Visitors to Durban’s Point Yacht Club will see an odd-looking boat in the harbour – it belongs to four Russians who are embarking on a transAtlantic voyage hoping to sail into the Guinness Book of World Records.
Evgeny Kovalesky, Evgeny Tashkin, Yury Masloboev and their captain, Anatoly Kulik, all of whom are from Siberia, began their voyage in November, setting sail from Mauritius.
Kulik designed and built their boat, Energy Diet, an inflatable catamaran that consists of three balloons fixed to fibreglass and metallic tubes and with sails.
The name of the boat refers to the energy drinks the team rely on to sustain themselves at sea.
The boat can be dismantled and packed into carrier bags.
The extreme sports enthusiasts want to be entered in the Guinness Book of World Records as the first people to complete the longest voyage on an inflatable sailing vessel that can be dismantled.
On Sunday, Kovalesky said their two-month voyage from Mauritius had been difficult.
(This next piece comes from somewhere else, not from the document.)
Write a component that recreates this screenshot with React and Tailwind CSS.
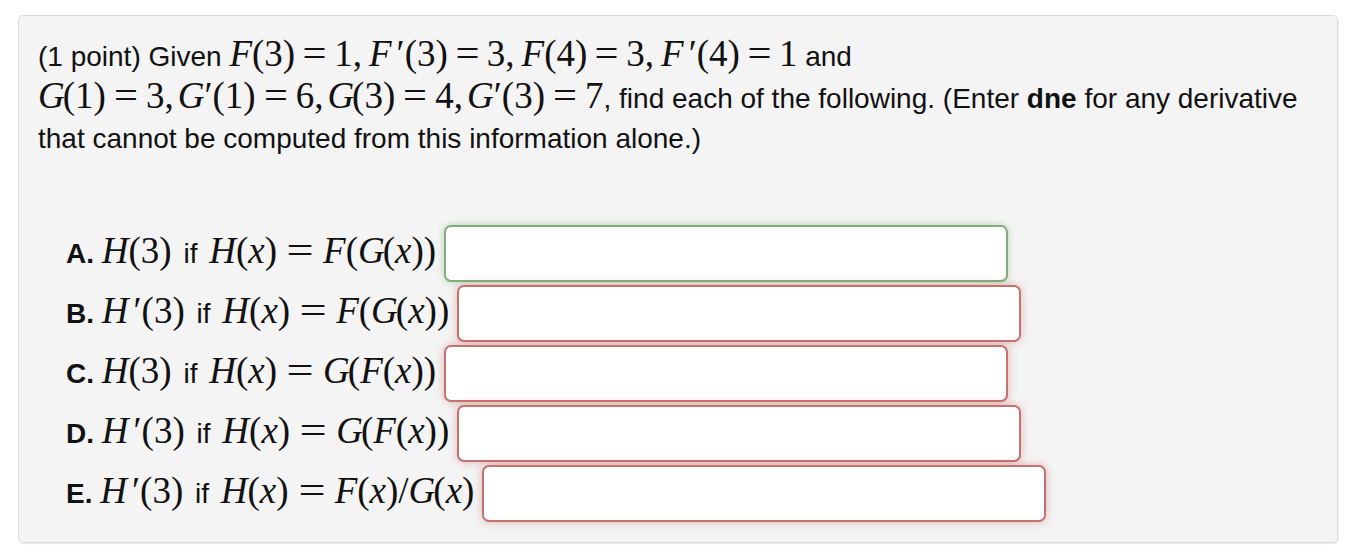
import React from "react"

// Inline math, rendered with a serif face
const M = ({ children }) => (
  <span className="font-['Liberation_Serif',serif] text-[37px] leading-none">{children}</span>
)
const V = ({ children }) => <i>{children}</i>
const G = () => <i className="mr-[-2px]">G</i>
const P = () => <span className="ml-[5px]">′</span>
const Eq = () => <span className="inline-block w-[46px] text-center scale-x-[1.3]">=</span>
const EqL = () => <span className="inline-block w-[39px] text-center scale-x-[1.15]">=</span>
const EqS = () => <span className="inline-block w-[40px] text-center scale-x-[1.15]">=</span>
const Sep = () => <span className="mr-[7px]">,</span>
const SepS = () => <span className="mr-[4px]">,</span>

const answers = [
  {
    label: "A.",
    lhs: (
      <>
        <V>H</V>(3)
      </>
    ),
    rhs: (
      <>
        <V>F</V>(<G />(<V>x</V>))
      </>
    ),
    ok: true,
  },
  {
    label: "B.",
    lhs: (
      <>
        <V>H</V><P />(3)
      </>
    ),
    rhs: (
      <>
        <V>F</V>(<G />(<V>x</V>))
      </>
    ),
  },
  {
    label: "C.",
    lhs: (
      <>
        <V>H</V>(3)
      </>
    ),
    rhs: (
      <>
        <G />(<V>F</V>(<V>x</V>))
      </>
    ),
  },
  {
    label: "D.",
    lhs: (
      <>
        <V>H</V><P />(3)
      </>
    ),
    rhs: (
      <>
        <G />(<V>F</V>(<V>x</V>))
      </>
    ),
  },
  {
    label: "E.",
    lhs: (
      <>
        <V>H</V><P />(3)
      </>
    ),
    rhs: (
      <>
        <V>F</V>(<V>x</V>)/<G />(<V>x</V>)
      </>
    ),
  },
]

export default function App() {
  return (
    <div className="min-h-screen bg-white pt-[15px] pl-[18px] font-['Liberation_Sans',Arial,sans-serif] text-[#111]">
      <div className="w-[1320px] h-[528px] bg-[#f4f4f4] border border-[#dcdcdc] rounded-[5px] shadow-[1px_1px_1px_rgba(0,0,0,0.08)] pl-[19px] pr-[12px] pt-[19px]">
        <p className="text-[28px] leading-[40px] whitespace-nowrap">
          (1 point) Given{" "}
          <M>
            <V>F</V>(3)<EqL />1<Sep />
            <V>F</V><P />(3)<EqL />3<Sep />
            <V>F</V>(4)<EqL />3<Sep />
            <V>F</V><P />(4)<EqL />1
          </M>{" "}
          and
          <br />
          <M>
            <G />(1)<EqS />3<SepS />
            <V>G</V>′(1)<EqS />6<SepS />
            <G />(3)<EqS />4<SepS />
            <V>G</V>′(3)<EqS />7
          </M>
          , find each of the following. (Enter <b>dne</b> for any derivative
          <br />
          that cannot be computed from this information alone.)
        </p>

        <div className="mt-[66px] ml-[28px] flex flex-col gap-[3px]">
          {answers.map((a) => (
            <div key={a.label} className="flex items-center h-[57px]">
              <span className="text-[28px] whitespace-nowrap">
                <b>{a.label}</b> <M>{a.lhs}</M> <span className="mx-[4px]">if</span>{" "}
                <M>
                  <V>H</V>(<V>x</V>)<Eq />
                  {a.rhs}
                </M>
              </span>
              <input
                type="text"
                className={
                  a.ok
                    ? "ml-[8px] w-[564px] h-[57px] bg-white rounded-[7px] border-2 border-[#80ad78] shadow-[0_0_7px_rgba(110,170,100,0.45)] outline-none"
                    : "ml-[8px] w-[564px] h-[57px] bg-white rounded-[7px] border-2 border-[#c47270] shadow-[0_0_8px_rgba(200,100,100,0.45)] outline-none"
                }
              />
            </div>
          ))}
        </div>
      </div>
    </div>
  )
}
“It is not a simple task, it is uncomfortable. We have no cabin, no bathing or toilet facilities. All we have is a little two-man tent and a gas stove to cook on. It is a small space to live in, especially for four middle-aged men.
“Not many people use it for such long trips because there is no comfort. You are as close to nature as possible. It is especially tough during the storms because water gets into the tent and our sleeping bags.”
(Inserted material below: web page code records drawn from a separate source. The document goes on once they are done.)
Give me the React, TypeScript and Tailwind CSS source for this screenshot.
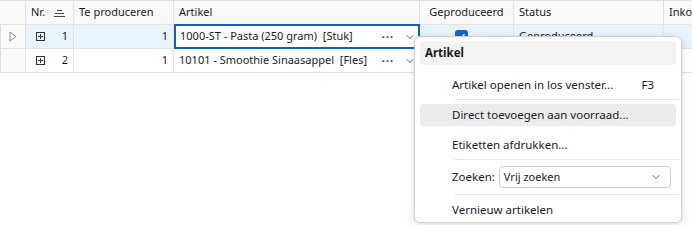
import { ChevronDown } from "lucide-react";

const FONT = "font-['Segoe_UI','Noto_Sans','Liberation_Sans',sans-serif]";

const COLS = [
  { key: "ind", w: "w-[26px]" },
  { key: "nr", w: "w-[48px]" },
  { key: "te", w: "w-[100px]" },
  { key: "art", w: "w-[246px]" },
  { key: "gep", w: "w-[94px]" },
  { key: "status", w: "w-[150px]" },
  { key: "ink", w: "flex-1" },
];

const ROWS = [
  { nr: 1, te: 1, art: "1000-ST - Pasta (250 gram)  [Stuk]", status: "Geproduceerd", active: true },
  { nr: 2, te: 1, art: "10101 - Smoothie Sinaasappel  [Fles]", status: "", active: false },
];

function ExpandBox() {
  return (
    <svg width="9" height="9" viewBox="0 0 9 9" className="shrink-0">
      <rect x="0.5" y="0.5" width="8" height="8" fill="none" stroke="#333" />
      <path d="M2 4.5h5M4.5 2v5" stroke="#333" />
    </svg>
  );
}

function SortIcon() {
  return (
    <svg width="11" height="8" viewBox="0 0 11 8">
      <path d="M3 1.5h5M1 4.5h9M0 7.5h11" stroke="#444" />
    </svg>
  );
}

function Grid() {
  return (
    <div className="border-t border-[#e0e0e0] text-[11px] text-[#1b1b1b]">
      {/* header */}
      <div className="flex h-[24px] bg-[#f9f9f9] border-b border-[#e3e3e3]">
        <div className={`${COLS[0].w} border-r border-[#e3e3e3]`} />
        <div className={`${COLS[1].w} border-r border-[#e3e3e3] flex items-center justify-between pl-[5px] pr-[8px]`}>
          <span>Nr.</span>
          <SortIcon />
        </div>
        <div className={`${COLS[2].w} border-r border-[#e3e3e3] flex items-center pl-[5px]`}>Te produceren</div>
        <div className={`${COLS[3].w} border-r border-[#e3e3e3] flex items-center pl-[5px]`}>Artikel</div>
        <div className={`${COLS[4].w} border-r border-[#e3e3e3] flex items-center justify-center`}>Geproduceerd</div>
        <div className={`${COLS[5].w} border-r border-[#e3e3e3] flex items-center pl-[5px]`}>Status</div>
        <div className="flex-1 min-w-0 flex items-center pl-[5px] whitespace-nowrap overflow-hidden">Inkoo</div>
      </div>
      {ROWS.map((r) => (
        <div key={r.nr} className="flex h-[24px]">
          <div className={`${COLS[0].w} bg-[#f9f9f9] border-l border-r border-b border-[#e3e3e3] flex items-center justify-center`}>
            {r.active && (
              <svg width="8" height="11" viewBox="0 0 8 11">
                <path d="M1 1l6 4.5L1 10z" fill="none" stroke="#8a8a8a" />
              </svg>
            )}
          </div>
          <div className={`${COLS[1].w} ${r.active ? "bg-[#e8f3fd]" : "bg-white"} border-r border-b border-[#e3e3e3] flex items-center justify-between pl-[10px] pr-[5px]`}>
            <ExpandBox />
            <span>{r.nr}</span>
          </div>
          <div className={`${COLS[2].w} ${r.active ? "bg-[#e8f3fd]" : "bg-white"} border-r border-b border-[#e3e3e3] flex items-center justify-end pr-[5px]`}>
            {r.te}
          </div>
          <div
            className={`${COLS[3].w} flex items-center ${
              r.active
                ? "border-2 border-[#0f62b5] bg-white -mt-px h-[25px] pl-[4px] pr-[2px]"
                : "border-r border-b border-[#e3e3e3] pl-[5px] pr-[3px]"
            }`}
          >
            <span className="flex-1 min-w-0 overflow-hidden whitespace-pre">{r.art}</span>
            <span className="tracking-[1px] font-bold text-[#333] mr-[10px] leading-none">···</span>
            <ChevronDown size={12} strokeWidth={1.5} className="text-[#333] shrink-0" />
          </div>
          <div className={`${COLS[4].w} ${r.active ? "bg-[#e8f3fd]" : "bg-white"} border-r border-b border-[#e3e3e3] flex items-center justify-center pr-[10px]`}>
            {r.active && (
              <div className="w-[13px] h-[13px] rounded-[3px] bg-[#1565c0] flex items-center justify-center">
                <svg width="9" height="9" viewBox="0 0 9 9">
                  <path d="M1.5 4.8l2 2 4-4.5" fill="none" stroke="white" strokeWidth="1.3" />
                </svg>
              </div>
            )}
          </div>
          <div className={`${COLS[5].w} ${r.active ? "bg-[#e8f3fd]" : "bg-white"} border-r border-b border-[#e3e3e3] flex items-center pl-[5px]`}>
            {r.status}
          </div>
          <div className={`flex-1 ${r.active ? "bg-[#e8f3fd]" : "bg-white"} border-b border-[#e3e3e3]`} />
        </div>
      ))}
    </div>
  );
}

function Separator({ mt, mb }: { mt: string; mb: string }) {
  return <div className={`h-px bg-[#e5e5e5] ml-[40px] mr-[2px] ${mt} ${mb}`} />;
}

function Item({ label, shortcut, hot }: { label: string; shortcut?: string; hot?: boolean }) {
  return (
    <div
      className={`mx-[5px] h-[22px] rounded-[4px] flex items-center pl-[32px] pr-[22px] whitespace-nowrap ${
        hot ? "bg-[#ececec]" : ""
      }`}
    >
      <span className="flex-1">{label}</span>
      {shortcut && <span>{shortcut}</span>}
    </div>
  );
}

function ContextMenu() {
  return (
    <div className="absolute left-[414px] top-[36px] w-[268px] h-[187px] bg-white border border-[#cfcfcf] rounded-[6px] shadow-[0_2px_8px_rgba(0,0,0,0.15)] text-[11.5px] text-[#1b1b1b] pt-[4px]">
      <div className="mx-[5px] h-[24px] rounded-[4px] bg-[#f3f3f3] flex items-center pl-[5px] font-bold">Artikel</div>
      <div className="h-[9px]" />
      <Item label="Artikel openen in los venster..." shortcut="F3" />
      <Separator mt="mt-[3px]" mb="mb-[4px]" />
      <Item label="Direct toevoegen aan voorraad..." hot />
      <div className="h-[8px]" />
      <Item label="Etiketten afdrukken..." />
      <Separator mt="mt-[3px]" mb="mb-[4px]" />
      <div className="mx-[5px] h-[26px] flex items-center pl-[32px] pr-[5px] gap-[4px] whitespace-nowrap">
        <span>Zoeken:</span>
        <div className="flex-1 h-[22px] border border-[#cfcfcf] rounded-[4px] flex items-center justify-between pl-[4px] pr-[8px] text-[11px]">
          <span>Vrij zoeken</span>
          <ChevronDown size={12} strokeWidth={1.5} className="text-[#333]" />
        </div>
      </div>
      <Separator mt="mt-[4px]" mb="mb-[4px]" />
      <Item label="Vernieuw artikelen" />
    </div>
  );
}

export default function App() {
  return (
    <div className={`relative w-[692px] h-[225px] bg-white overflow-hidden ${FONT}`}>
      <Grid />
      <ContextMenu />
    </div>
  );
}
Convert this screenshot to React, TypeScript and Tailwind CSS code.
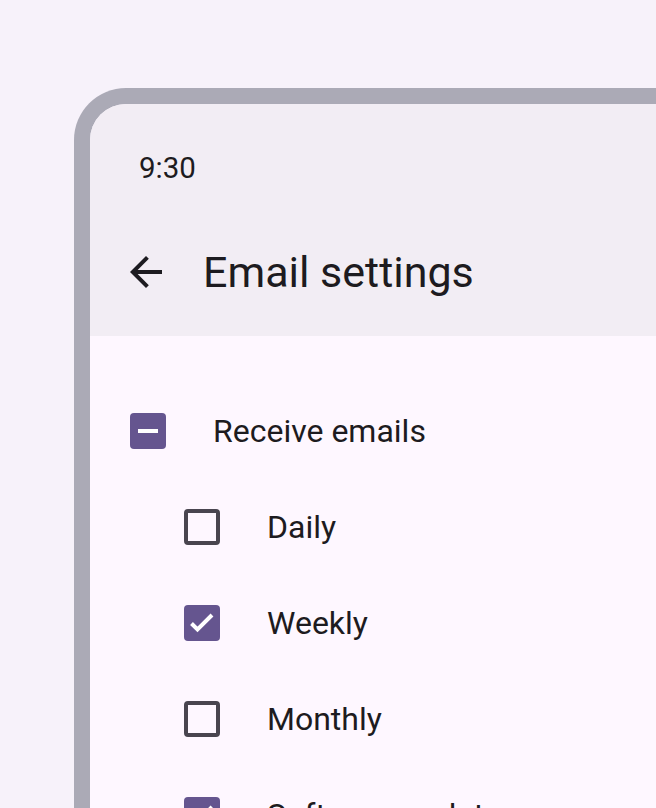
import React from 'react';

type Row = {
  label: string;
  state: 'on' | 'off' | 'mixed';
  child?: boolean;
};

const rows: Row[] = [
  { label: 'Receive emails', state: 'mixed' },
  { label: 'Daily', state: 'off', child: true },
  { label: 'Weekly', state: 'on', child: true },
  { label: 'Monthly', state: 'off', child: true },
  { label: 'Software updates', state: 'on', child: true },
];

const Checkbox = ({ state }: { state: Row['state'] }) => {
  if (state === 'off') {
    return <div className="w-[36px] h-[36px] rounded-[4px] border-[4px] border-[#49454f] flex-shrink-0" />;
  }
  return (
    <div className="w-[36px] h-[36px] rounded-[4px] bg-[#65558f] flex items-center justify-center flex-shrink-0">
      {state === 'mixed' ? (
        <div className="w-[20px] h-[4px] bg-white" />
      ) : (
        <svg width="36" height="36" viewBox="0 0 36 36">
          <polyline points="7.5,18.5 13.5,24.5 28,10" fill="none" stroke="white" strokeWidth="4" />
        </svg>
      )}
    </div>
  );
};

export default function App() {
  return (
    <div
      className="w-[656px] h-[808px] overflow-hidden bg-[#f7f2fa] pl-[74px] pt-[88px]"
      style={{ fontFamily: 'Roboto, "Noto Sans", sans-serif' }}
    >
      <div className="w-[720px] h-[760px] border-[16px] border-b-0 border-[#abaab6] rounded-t-[52px] overflow-hidden flex flex-col">
        {/* Status bar + top app bar */}
        <div className="bg-[#f2edf4] flex flex-col">
          <div className="h-[104px] pl-[49px] pt-[46px]">
            <span className="text-[29.5px] leading-[36px] font-normal text-[#1d1b20]">9:30</span>
          </div>
          <div className="h-[128px] flex items-center pl-[32px]">
            <svg width="48" height="48" viewBox="0 0 24 24" className="flex-shrink-0">
              <path
                d="M20 11H7.83l5.59-5.59L12 4l-8 8 8 8 1.41-1.41L7.83 13H20v-2z"
                fill="#1d1b20"
              />
            </svg>
            <span className="ml-[33px] text-[43px] leading-[56px] text-[#1d1b20]">Email settings</span>
          </div>
        </div>

        {/* List */}
        <div className="flex-1 bg-[#fef7ff] pt-[47px] pl-[40px]">
          {rows.map((r) => (
            <div key={r.label} className={`h-[96px] flex items-center ${r.child ? 'pl-[54px]' : ''}`}>
              <Checkbox state={r.state} />
              <span className="ml-[47px] text-[32px] leading-[40px] text-[#1d1b20] whitespace-nowrap">{r.label}</span>
            </div>
          ))}
        </div>
      </div>
    </div>
  );
}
Kovalesky said they had wanted to start their voyage from the Seychelles, but the country had refused them permission because of piracy in the area.
“We waited three weeks in the Seychelles for permission, but they refused. So we disassembled the boat and flew to Mauritius.
“Our next stop is Cape Town, then Namibia and then we will travel across the Atlantic to Brazil.”
Kovalesky said the team had to stop in Durban to repair their vessel.
“The sea is rough, so our boat gets damaged easily. We have had to stop to fix it up before we can carry on. We are determined to get into the record books.”
The team did two other voyages, in 2006 and 2008, that lasted about two months.